Other than these, Databricks can also be used by business intelligence, cybersecurity, and IT professionals for large-scale data processing and machine learning requirements.
For businesses with data requirements beyond extraction and loading, Databricks is the perfect tool for all data processes. It offers solutions unavailable in traditional data warehouses or even data lakes.
The databricks data intelligence platform that's advanced machine learning and analytical capabilities are useful for any organization with intelligent decision-making insights. Moreover, Databricks has several use cases for every data-related role in an organization.
In this article, we explained in-depth Databricks, its features, architecture, advantages, and uses. We also gave a step-by-step guide for setting up Databricks using the Amazon Web Service platform.
While Databricks can be a powerful data platform for any business, it is specifically designed for large-scale data processing. Before adopting the platform, you need to analyze your business requirements regarding data volume, scale, technical expertise, and budget.
This will also help you choose the right Databricks subscription plan that fits your business goals.
What format does Delta Lake use to store data?
Delta Lake uses versioned Parquet files to store your data in your cloud storage. Apart from the versions, Delta Lake also stores a transaction log to keep track of all the commits made to the table or blob store directory to provide ACID transactions.
Where does Delta Lake store the data?
When writing data, you can specify the location in your cloud storage.

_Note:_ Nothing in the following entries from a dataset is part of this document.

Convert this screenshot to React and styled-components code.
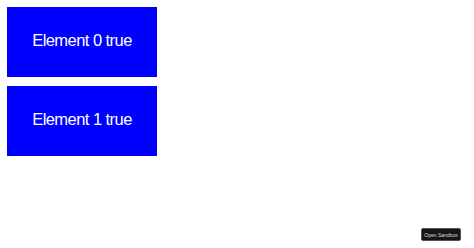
import React from "react";
import styled, { createGlobalStyle } from "styled-components";

const GlobalStyle = createGlobalStyle`
  html, body { margin: 0; padding: 0; background: #fff; }
  body { font-family: "Liberation Sans", Arial, sans-serif; }
`;

const List = styled.div`
  display: flex;
  flex-direction: column;
  gap: 9px;
  padding: 7px;
`;

const Element = styled.div`
  box-sizing: border-box;
  width: 150px;
  height: 70px;
  padding-bottom: 3px;
  background: #0000ff;
  color: #fff;
  display: flex;
  align-items: center;
  justify-content: center;
  font-size: 16.5px;
  letter-spacing: -0.55px;
`;

const SandboxButton = styled.button`
  position: fixed;
  right: 13px;
  bottom: 7px;
  width: 40px;
  height: 13px;
  display: flex;
  align-items: center;
  justify-content: center;
  background: #151515;
  color: #ddd;
  border: 1px solid #555;
  border-radius: 2px;
  font-family: "Liberation Sans", Arial, sans-serif;
  font-size: 5px;
  padding: 0;
`;

const items = [0, 1];

export default function App() {
  return (
    <>
      <GlobalStyle />
      <List>
        {items.map((i) => (
          <Element key={i}>Element {i} true</Element>
        ))}
      </List>
      <SandboxButton>Open Sandbox</SandboxButton>
    </>
  );
}
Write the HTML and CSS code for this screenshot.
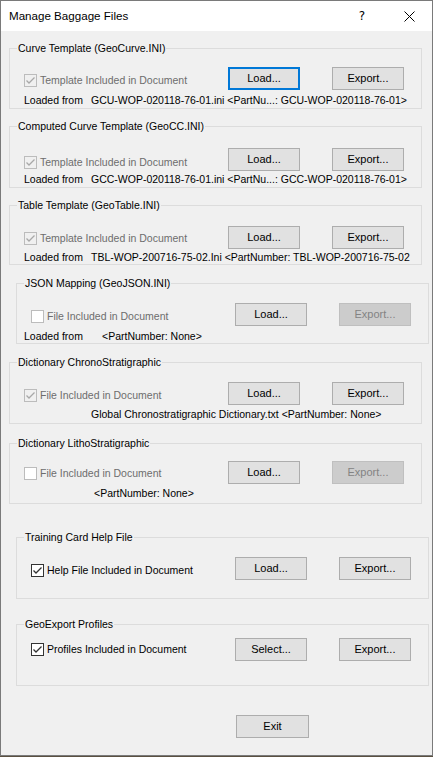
FILE: index.html
```html
<!DOCTYPE html>
<html>
<head>
<meta charset="utf-8">
<link rel="stylesheet" href="styles.css">
</head>
<body>
<div class="window">
  <div class="titlebar">
    <span class="title">Manage Baggage Files</span>
    <span class="tb-btn help">?</span>
    <span class="tb-btn close"><svg width="11" height="11" viewBox="0 0 11 11"><path d="M0.5 0.5 L10.5 10.5 M10.5 0.5 L0.5 10.5" stroke="#000" stroke-width="1" fill="none"/></svg></span>
  </div>

  <fieldset class="group g1">
    <legend>Curve Template (GeoCurve.INI)</legend>
    <div class="inner">
      <div class="row">
        <label class="check disabled"><span class="box checked"><svg viewBox="0 0 13 13"><polyline points="2.5,6.5 5,9 10.5,3.5"/></svg></span><span>Template Included in Document</span></label>
        <button class="btn focus">Load...</button>
        <button class="btn">Export...</button>
      </div>
      <div class="loaded"><span class="lf">Loaded from</span><span>GCU-WOP-020118-76-01.ini &lt;PartNu...: GCU-WOP-020118-76-01&gt;</span></div>
    </div>
  </fieldset>

  <fieldset class="group g2">
    <legend>Computed Curve Template (GeoCC.INI)</legend>
    <div class="inner">
      <div class="row">
        <label class="check disabled"><span class="box checked"><svg viewBox="0 0 13 13"><polyline points="2.5,6.5 5,9 10.5,3.5"/></svg></span><span>Template Included in Document</span></label>
        <button class="btn">Load...</button>
        <button class="btn">Export...</button>
      </div>
      <div class="loaded"><span class="lf">Loaded from</span><span>GCC-WOP-020118-76-01.ini &lt;PartNu...: GCC-WOP-020118-76-01&gt;</span></div>
    </div>
  </fieldset>

  <fieldset class="group g3">
    <legend>Table Template (GeoTable.INI)</legend>
    <div class="inner">
      <div class="row">
        <label class="check disabled"><span class="box checked"><svg viewBox="0 0 13 13"><polyline points="2.5,6.5 5,9 10.5,3.5"/></svg></span><span>Template Included in Document</span></label>
        <button class="btn">Load...</button>
        <button class="btn">Export...</button>
      </div>
      <div class="loaded clip"><span class="lf">Loaded from</span><span>TBL-WOP-200716-75-02.Ini &lt;PartNumber: TBL-WOP-200716-75-02</span></div>
    </div>
  </fieldset>

  <fieldset class="group g4 inset">
    <legend>JSON Mapping (GeoJSON.INI)</legend>
    <div class="inner">
      <div class="row">
        <label class="check disabled"><span class="box"></span><span>File Included in Document</span></label>
        <button class="btn">Load...</button>
        <button class="btn" disabled>Export...</button>
      </div>
      <div class="loaded"><span class="lf">Loaded from</span><span class="v4">&lt;PartNumber: None&gt;</span></div>
    </div>
  </fieldset>

  <fieldset class="group g5">
    <legend>Dictionary ChronoStratigraphic</legend>
    <div class="inner">
      <div class="row">
        <label class="check disabled"><span class="box checked"><svg viewBox="0 0 13 13"><polyline points="2.5,6.5 5,9 10.5,3.5"/></svg></span><span>File Included in Document</span></label>
        <button class="btn">Load...</button>
        <button class="btn">Export...</button>
      </div>
      <div class="loaded"><span class="lf"></span><span>Global Chronostratigraphic Dictionary.txt &lt;PartNumber: None&gt;</span></div>
    </div>
  </fieldset>

  <fieldset class="group g6">
    <legend>Dictionary LithoStratigraphic</legend>
    <div class="inner">
      <div class="row">
        <label class="check disabled"><span class="box"></span><span>File Included in Document</span></label>
        <button class="btn">Load...</button>
        <button class="btn" disabled>Export...</button>
      </div>
      <div class="loaded"><span class="lf"></span><span class="v6">&lt;PartNumber: None&gt;</span></div>
    </div>
  </fieldset>

  <fieldset class="group g7 inset">
    <legend>Training Card Help File</legend>
    <div class="inner">
      <div class="row">
        <label class="check"><span class="box checked"><svg viewBox="0 0 13 13"><polyline points="2.5,6.5 5,9 10.5,3.5"/></svg></span><span>Help File Included in Document</span></label>
        <button class="btn">Load...</button>
        <button class="btn">Export...</button>
      </div>
    </div>
  </fieldset>

  <fieldset class="group g8 inset">
    <legend>GeoExport Profiles</legend>
    <div class="inner">
      <div class="row">
        <label class="check"><span class="box checked"><svg viewBox="0 0 13 13"><polyline points="2.5,6.5 5,9 10.5,3.5"/></svg></span><span>Profiles Included in Document</span></label>
        <button class="btn">Select...</button>
        <button class="btn">Export...</button>
      </div>
    </div>
  </fieldset>

  <div class="footer">
    <button class="btn exit">Exit</button>
  </div>
</div>
</body>
</html>
```

FILE: styles.css
```css
html, body {
  margin: 0;
  padding: 0;
  background: #5a5040;
}

.window {
  width: 433px;
  height: 756px;
  box-sizing: border-box;
  border: 1px solid #7a7a7a;
  background: #f0f0f0;
  font: 10.5px/13px "Liberation Sans", Arial, sans-serif;
  color: #000;
  display: flex;
  flex-direction: column;
  overflow: hidden;
}

.titlebar {
  height: 30px;
  flex: none;
  background: #fff;
  display: flex;
  align-items: center;
}

.title {
  flex: 1;
  padding-left: 8px;
  font-size: 11.6px;
  line-height: 16px;
}

.tb-btn {
  width: 46px;
  height: 30px;
  display: flex;
  align-items: center;
  justify-content: center;
}

.help {
  font-family: "DejaVu Sans", "Liberation Sans", sans-serif;
  font-size: 12px;
  padding-right: 1px;
}

.close svg {
  display: block;
}

/* group boxes */
.group {
  margin: 11px 10px 0 8px;
  padding: 0;
  border: 1px solid #dcdcdc;
  min-width: 0;
  flex: none;
}

.group.inset {
  margin-left: 15px;
  margin-right: 3px;
}

.group legend {
  margin-left: 7px;
  padding: 0 1px;
  line-height: 13px;
}

.inner {
  padding: 13px 0 1px 14px;
}

.row {
  display: grid;
  grid-template-columns: 172px 72px 72px;
  column-gap: 32px;
  align-items: start;
}

.check {
  display: flex;
  align-items: center;
  gap: 3px;
  margin-top: 7px;
  height: 13px;
  white-space: nowrap;
}

.check.disabled {
  color: #6d6d6d;
}

.box {
  width: 13px;
  height: 13px;
  box-sizing: border-box;
  border: 1px solid #333;
  background: #fff;
  position: relative;
  flex: none;
}

.box svg {
  position: absolute;
  left: -1px;
  top: -1px;
  width: 13px;
  height: 13px;
}

.box polyline {
  fill: none;
  stroke: #333;
  stroke-width: 1.3;
}

.disabled .box {
  border-color: #bcbcbc;
  background: #fff;
}

.disabled .box.checked {
  background: #f0f0f0;
}

.disabled .box polyline {
  stroke: #a8a8a8;
}

.btn {
  height: 23px;
  box-sizing: border-box;
  border: 1px solid #adadad;
  background: #e1e1e1;
  font: inherit;
  font-size: 11px;
  color: #000;
  padding: 0;
  margin: 0;
  text-align: center;
}

.btn.focus {
  border: 2px solid #0078d7;
}

.btn:disabled {
  background: #cccccc;
  border-color: #bfbfbf;
  color: #838383;
}

.loaded {
  margin-top: 3px;
  white-space: nowrap;
}

.loaded.clip {
  width: 390px;
  overflow: hidden;
}

.lf {
  display: inline-block;
  width: 67px;
}

.v4 {
  padding-left: 11px;
}

.v6 {
  padding-left: 3px;
}

/* per-group spacing */
.g1 .inner { padding-top: 12px; }
.g1 .loaded { margin-top: 4px; }

.g2 { margin-top: 11px; }
.g2 .inner { padding-top: 15px; }
.g2 .check { margin-top: 8px; }
.g2 .loaded { margin-top: 2px; }

.g3 .inner { padding-top: 14px; padding-bottom: 0; }
.g3 .check { margin-top: 6px; }
.g3 .loaded { margin-top: 2px; }

.g4 { margin-top: 12px; }
.g4 .inner { padding-bottom: 0; }
.g4 .loaded { margin-top: 4px; margin-left: -7px; }

.g5 { margin-top: 12px; }
.g5 .inner { padding-bottom: 2px; }

.g6 { margin-top: 13px; }
.g6 .inner { padding-top: 11px; padding-bottom: 3px; }
.g6 .check { margin-top: 6px; }

.g7 { margin-top: 27px; }
.g7 .inner { padding-bottom: 18px; }

.g8 { margin-top: 19px; }
.g8 .inner { padding-top: 7px; padding-bottom: 24px; }
.g8 .check { margin-top: 5px; }

.footer {
  padding: 29px 0 0 235px;
}

.exit {
  width: 73px;
}
```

Delta Lake stores the data in that cloud account location in Parquet format.
Can I copy my Delta Lake table to another location?
Yes you can copy your Delta Lake table to another location. Remember to copy files without changing the timestamps to ensure that the time travel with timestamps will be consistent.
Can I stream data directly into and from Delta tables?
Yes, you can use Structured Streaming to directly write data into Delta tables and read from Delta tables. See Stream data into Delta tables and Stream data from Delta tables.